The first involved Louisiana State Sen. Elbert Guillory, who left the Democratic Party to become a Republican. Smith said when first started considering leaving the Democratic Party he called Smith, who began mentoring him and teaching him about Frederick Douglass Republican methodology.
“This gave him the inspiration and the grit to come out of the closet. This message works,” Smith said. The other example involved Sharron Angle, who narrowly lost to Sen. Majority Leader Harry Reid, a six-term Democrat from Nevada.

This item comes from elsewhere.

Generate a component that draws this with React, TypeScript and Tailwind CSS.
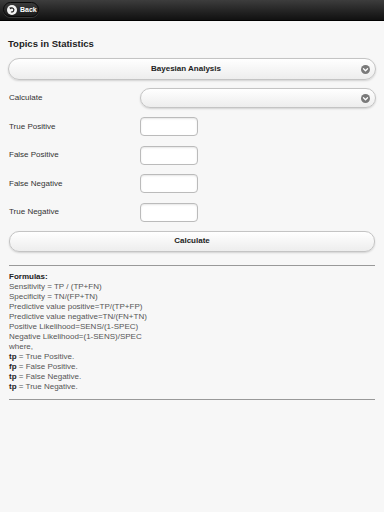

Angle told Smith that one day while in the Atlanta airport three black women recognized her and asked where she was going. She told them she was flying to Atlanta to meet a Frederick Douglass Republican friend of hers. Angle said when they asked her what that meant, she said Frederick Douglass stood for life and imparted values and I am a Frederick Douglass Republican. They then asked her if she would come speak in their church.
“The RNC has it wrong. The RNC wants to invite themselves into black churches,” Smith said. “No you wait to get invited, but you’ve got to have a message. It works. It’s bulletproof.”